Name: Jim Kreitzburg

Program: Bachelor of Science in Visual Communications, The Art Institute of Pittsburgh, 1986

“This is my multiple workstation setup at the office. I primarily do VFX Compositing with Autodesk Flame software, which is the left monitor. I also do some 3D animation as well as prepping assets for the Flame so the right monitor is a Windows workstation with Maya, Max, Cinema 4d, PfTrack, Creative Cloud, Nuke, and other software which are all used when the need arises. I’m a firm believer that you can’t have too many tools and I have periodically used all of them to solve whatever VFX problem I’m faced with.



Name: Shuhuei Lee

Program: Bachelor of Science in Graphic Design, Art Institute of Pittsburgh, 2002

“Here's a snapshot of my creative workspace. It's a combination of photography inspirations, mini comps of design comps, stacks of briefs and documents, and trinkets to get the creative juices going. And the dual monitor is a must - one for the graphics work and one for references. I think the setup is a good mix of fun and function.”

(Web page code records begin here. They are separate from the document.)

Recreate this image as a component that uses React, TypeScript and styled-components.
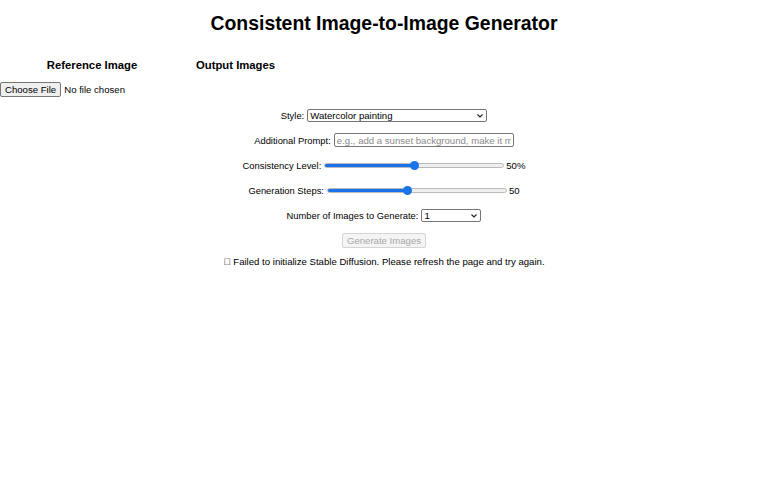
import React, { useState } from "react";
import styled, { createGlobalStyle } from "styled-components";

const Global = createGlobalStyle`
  html, body { margin: 0; padding: 0; background: #ffffff; }
  body { font-family: "Liberation Sans", Arial, sans-serif; color: #000; }
`;

const Page = styled.div`
  display: flex;
  flex-direction: column;
  width: 768px;
`;

const Title = styled.h1`
  margin: 0;
  padding-top: 12px;
  font-size: 19.4px;
  line-height: 22px;
  font-weight: bold;
  text-align: center;
`;

const Columns = styled.div`
  display: grid;
  grid-template-columns: 184px 1fr;
  column-gap: 12px;
  margin-top: 25px;
`;

const Column = styled.div`
  display: flex;
  flex-direction: column;
  align-items: flex-start;
`;

const SectionHeading = styled.h3<{ $center?: boolean }>`
  margin: 0;
  font-size: 11.3px;
  line-height: 13px;
  font-weight: bold;
  align-self: stretch;
  text-align: ${(p) => (p.$center ? "center" : "left")};
`;

const FileInput = styled.input`
  margin-top: 10px;
  font-family: "Liberation Sans", Arial, sans-serif;
  font-size: 9.6px;
  padding: 0;
  height: 15px;
  &::file-selector-button {
    font-family: "Liberation Sans", Arial, sans-serif;
    font-size: 9.6px;
    height: 15px;
    padding: 0 4px;
    margin-right: 3px;
    border: 1px solid #767676;
    border-radius: 2px;
    background: #efefef;
    color: #000;
  }
`;

const Controls = styled.div`
  display: flex;
  flex-direction: column;
  align-items: center;
  margin-top: 11px;
`;

const Row = styled.div`
  display: flex;
  align-items: center;
  justify-content: center;
  height: 14px;
  margin-bottom: 11px;
  font-size: 9.4px;
`;

const Label = styled.label`
  font-size: 9.4px;
  margin-right: 3px;
  white-space: nowrap;
`;

const SelectWrap = styled.span`
  position: relative;
  display: inline-flex;
`;

const Select = styled.select<{ $w: number }>`
  -webkit-appearance: none;
  appearance: none;
  width: ${(p) => p.$w}px;
  height: 13px;
  box-sizing: border-box;
  font-family: "Liberation Sans", Arial, sans-serif;
  font-size: 9.6px;
  line-height: 11px;
  padding: 0 0 0 2px;
  border: 1px solid #767676;
  border-radius: 2px;
  background: #fff;
  color: #000;
`;

const Chevron = styled.svg`
  position: absolute;
  right: 4px;
  top: 5px;
  width: 6px;
  height: 4px;
  pointer-events: none;
`;

const TextInput = styled.input`
  width: 180px;
  height: 14px;
  box-sizing: border-box;
  font-family: "Liberation Sans", Arial, sans-serif;
  font-size: 9.6px;
  padding: 0 2px;
  border: 1px solid #767676;
  border-radius: 2px;
  &::placeholder { color: #8a8a8a; }
`;

const Range = styled.input`
  -webkit-appearance: none;
  appearance: none;
  width: 180px;
  height: 10px;
  margin: 0 2px 0 0;
  background: transparent;
  &::-webkit-slider-runnable-track {
    height: 5px;
    border-radius: 3px;
    border: 1px solid #b9b9b9;
    box-sizing: border-box;
    background: linear-gradient(
      to right,
      #1a73e8 0,
      #1a73e8 var(--fill),
      #efefef var(--fill),
      #efefef 100%
    );
  }
  &::-webkit-slider-thumb {
    -webkit-appearance: none;
    width: 9px;
    height: 9px;
    margin-top: -3px;
    border-radius: 50%;
    background: #1a73e8;
    border: none;
  }
`;

const Value = styled.span`
  font-size: 9.6px;
`;

const GenerateButton = styled.button`
  font-family: "Liberation Sans", Arial, sans-serif;
  font-size: 9.6px;
  height: 15px;
  padding: 0 4px;
  border: 1px solid #d4d4d4;
  border-radius: 2px;
  background: #f4f4f4;
  color: #a8a8a8;
`;

const ErrorText = styled.p`
  margin: -2px 0 0;
  font-size: 9.6px;
  line-height: 12px;
  text-align: center;
`;

const RangeField: React.FC<{ min: number; max: number; value: number; suffix?: string }> = ({ min, max, value, suffix = "" }) => {
  const [v, setV] = useState(value);
  const pct = (v - min) / (max - min);
  const fill = `calc(4.5px + ${pct} * (100% - 9px))`;
  return (
    <>
      <Range
        type="range"
        min={min}
        max={max}
        value={v}
        onChange={(e) => setV(Number(e.target.value))}
        style={{ ["--fill" as any]: fill }}
      />
      <Value>{v}{suffix}</Value>
    </>
  );
};

const DropDown: React.FC<{ width: number; defaultValue: string; options: [string, string][] }> = ({ width, defaultValue, options }) => (
  <SelectWrap>
    <Select $w={width} defaultValue={defaultValue}>
      {options.map(([v, t]) => (
        <option key={v} value={v}>{t}</option>
      ))}
    </Select>
    <Chevron viewBox="0 0 6 4">
      <path d="M0.5 0.5 L3 3 L5.5 0.5" fill="none" stroke="#222" strokeWidth="1.1" />
    </Chevron>
  </SelectWrap>
);

export default function App() {
  return (
    <Page>
      <Global />
      <Title>Consistent Image-to-Image Generator</Title>
      <Columns>
        <Column>
          <SectionHeading $center>Reference Image</SectionHeading>
          <FileInput type="file" accept="image/*" />
        </Column>
        <Column>
          <SectionHeading>Output Images</SectionHeading>
        </Column>
      </Columns>
      <Controls>
        <Row>
          <Label>Style:</Label>
          <DropDown
            width={180}
            defaultValue="watercolor"
            options={[["watercolor", "Watercolor painting"], ["oil", "Oil painting"], ["anime", "Anime"]]}
          />
        </Row>
        <Row>
          <Label>Additional Prompt:</Label>
          <TextInput type="text" placeholder="e.g., add a sunset background, make it more vibrant" />
        </Row>
        <Row>
          <Label>Consistency Level:</Label>
          <RangeField min={0} max={100} value={50} suffix="%" />
        </Row>
        <Row>
          <Label>Generation Steps:</Label>
          <RangeField min={10} max={100} value={50} />
        </Row>
        <Row>
          <Label>Number of Images to Generate:</Label>
          <DropDown width={60} defaultValue="1" options={[["1", "1"], ["2", "2"], ["3", "3"], ["4", "4"]]} />
        </Row>
        <Row>
          <GenerateButton disabled>Generate Images</GenerateButton>
        </Row>
        <ErrorText>{"\uE000"} Failed to initialize Stable Diffusion. Please refresh the page and try again.</ErrorText>
      </Controls>
    </Page>
  );
}
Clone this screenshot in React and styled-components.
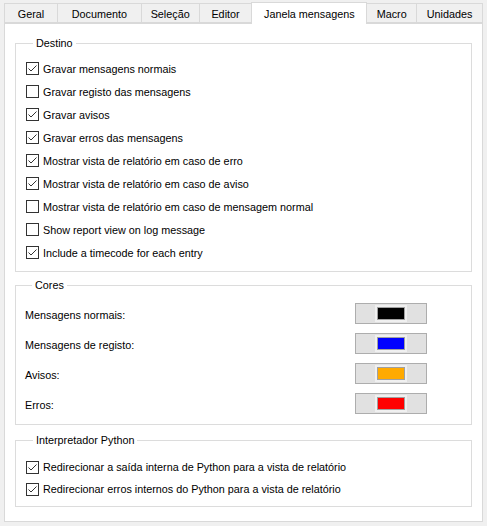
import React from 'react';
import styled, { createGlobalStyle } from 'styled-components';

const GlobalStyle = createGlobalStyle`
  html, body {
    margin: 0;
    padding: 0;
    background: #f0f0f0;
  }
  body {
    font-family: "Liberation Sans", Arial, sans-serif;
    font-size: 10.8px;
    color: #000;
  }
`

const Window = styled.div`
  width: 487px;
  height: 526px;
  background: #f0f0f0;
  box-sizing: border-box;
  padding: 2px 4px 0 4px;
  display: flex;
  flex-direction: column;
`

const TabBar = styled.div`
  display: flex;
  align-items: flex-end;
  height: 21px;
  position: relative;
  z-index: 1;
`

const Tab = styled.div`
  box-sizing: border-box;
  width: ${p => p.w}px;
  height: ${p => (p.active ? 22 : 20)}px;
  margin-bottom: ${p => (p.active ? -1 : 0)}px;
  border: 1px solid #d9d9d9;
  border-bottom: ${p => (p.active ? 'none' : '1px solid #d9d9d9')};
  margin-left: -1px;
  background: ${p => (p.active ? '#ffffff' : '#f0f0f0')};
  display: flex;
  align-items: center;
  justify-content: center;
  padding-top: ${p => (p.active ? 0 : 1)}px;
  &:first-child { margin-left: 0; }
`

const Panel = styled.div`
  box-sizing: border-box;
  height: 499px;
  background: #fff;
  border: 1px solid #d9d9d9;
  padding: 11px 10px 0 10px;
  display: flex;
  flex-direction: column;
`

const Group = styled.fieldset`
  margin: 0 0 ${p => p.gap || 0}px 0;
  padding: ${p => p.pad};
  border: 1px solid #dcdcdc;
  min-width: 0;
`

const Legend = styled.legend`
  padding: 0 3px;
  margin-left: 7px;
  line-height: 16px;
`

const CheckRow = styled.label`
  display: flex;
  align-items: center;
  height: ${p => p.h || 23}px;
  gap: 4px;
`

const Box = styled.span`
  box-sizing: border-box;
  width: 13px;
  height: 13px;
  border: 1px solid #333;
  background: #fff;
  display: flex;
  align-items: center;
  justify-content: center;
  flex-shrink: 0;
`

const ColorRow = styled.div`
  display: flex;
  align-items: center;
  justify-content: space-between;
  height: 30px;
`

const ColorLabel = styled.span`
  padding-top: 3px;
`

const ColorButton = styled.div`
  box-sizing: border-box;
  width: 72px;
  height: 21px;
  margin-right: 44px;
  background: #e1e1e1;
  border: 1px solid #adadad;
  display: flex;
  align-items: center;
  justify-content: center;
`

const Swatch = styled.span`
  box-sizing: border-box;
  width: 32px;
  height: 17px;
  border: 2px solid #f0f0f0;
  display: block;
  &::after {
    content: '';
    display: block;
    box-sizing: border-box;
    width: 28px;
    height: 13px;
    border: 1px solid #a0a0a0;
    background: ${p => p.color};
  }
`

function Check({ checked, h, children }) {
  return (
    <CheckRow h={h}>
      <Box>
        {checked && (
          <svg width="11" height="11" viewBox="0 0 11 11">
            <path d="M1.5 5.5 L4 8 L9.5 2.5" fill="none" stroke="#333" strokeWidth="1" />
          </svg>
        )}
      </Box>
      <span>{children}</span>
    </CheckRow>
  );
}

const tabs = [
  ['Geral', 54],
  ['Documento', 85],
  ['Seleção', 59],
  ['Editor', 54],
  ['Janela mensagens', 116],
  ['Macro', 51],
  ['Unidades', 67],
];

const destino = [
  ['Gravar mensagens normais', true],
  ['Gravar registo das mensagens', false],
  ['Gravar avisos', true],
  ['Gravar erros das mensagens', true],
  ['Mostrar vista de relatório em caso de erro', true],
  ['Mostrar vista de relatório em caso de aviso', true],
  ['Mostrar vista de relatório em caso de mensagem normal', false],
  ['Show report view on log message', false],
  ['Include a timecode for each entry', true],
];

const cores = [
  ['Mensagens normais:', '#000000'],
  ['Mensagens de registo:', '#0000ff'],
  ['Avisos:', '#ffaa00'],
  ['Erros:', '#ff0000'],
];

export default function App() {
  return (
    <>
      <GlobalStyle />
      <Window>
        <TabBar>
          {tabs.map(([t, w]) => (
            <Tab key={t} w={w} active={t === 'Janela mensagens'}>{t}</Tab>
          ))}
        </TabBar>
        <Panel>
          <Group gap={5} pad="6px 10px 7px 10px">
            <Legend>Destino</Legend>
            {destino.map(([t, c]) => (
              <Check key={t} checked={c}>{t}</Check>
            ))}
          </Group>
          <Group gap={7} pad="5px 0 6px 9px">
            <Legend>Cores</Legend>
            {cores.map(([t, c]) => (
              <ColorRow key={t}>
                <ColorLabel>{t}</ColorLabel>
                <ColorButton><Swatch color={c} /></ColorButton>
              </ColorRow>
            ))}
          </Group>
          <Group pad="8px 10px 6px 10px">
            <Legend>Interpretador Python</Legend>
            <Check checked h={22}>Redirecionar a saída interna de Python para a vista de relatório</Check>
            <Check checked h={22}>Redirecionar erros internos do Python para a vista de relatório</Check>
          </Group>
        </Panel>
      </Window>
    </>
  );
}
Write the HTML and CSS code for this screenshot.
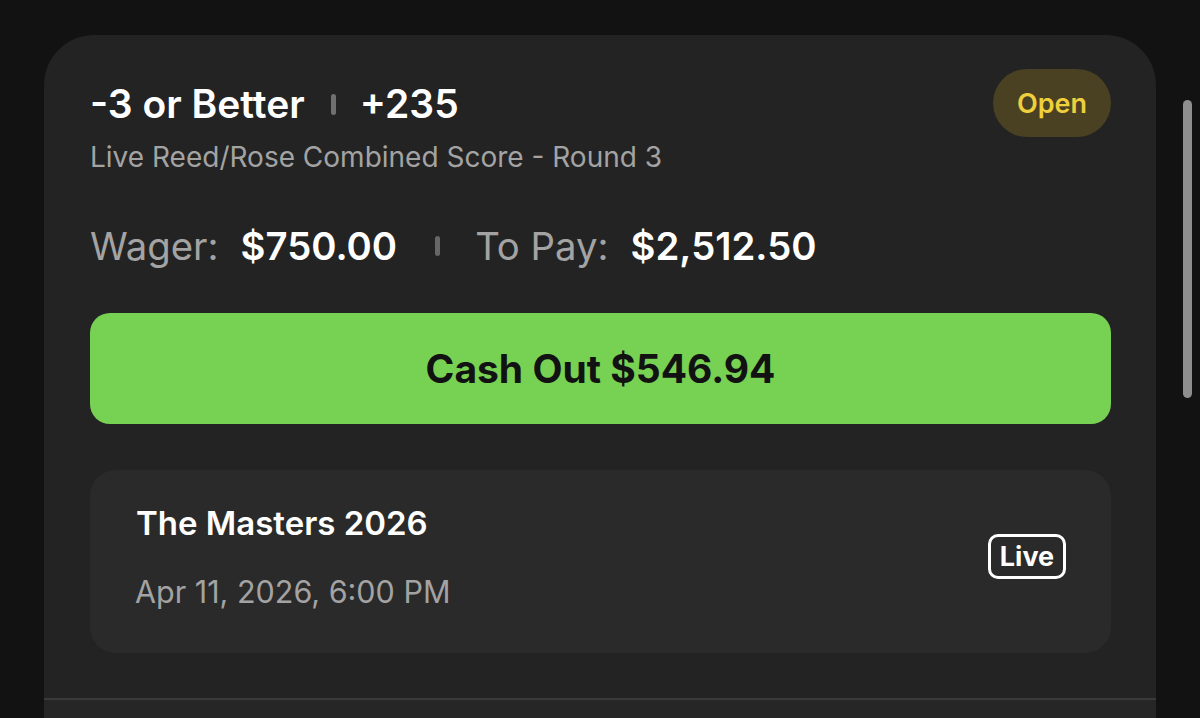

Name: Jeffrey Hilty & Nicholas Buchheit

Program: Digital Media Production, The Art Institute of Pittsburgh, 2009

“This is our current setup in our client viewing suite. We run a Mac Pro 3 GHz 8-Core Intel Xeon E5, with (RAM) 32 GB 1866 MHz DDR3 ECC with an AMD FirePro D700 6144 graphics card. For monitoring, we use an Asus 4k monitor, a smaller Asus monitor for media bins, and a Samsung 47-inch LCD for client viewing. We also have a specialized keyboard for editing. This setup has been great for handling the workflow from our Sony f5 and a7s ii cameras. It also allows us to have a comfortable atmosphere for clients who come in for editing sessions. Also, we can’t forget to mention our Xbox One. Probably the most crucial piece of equipment we own.”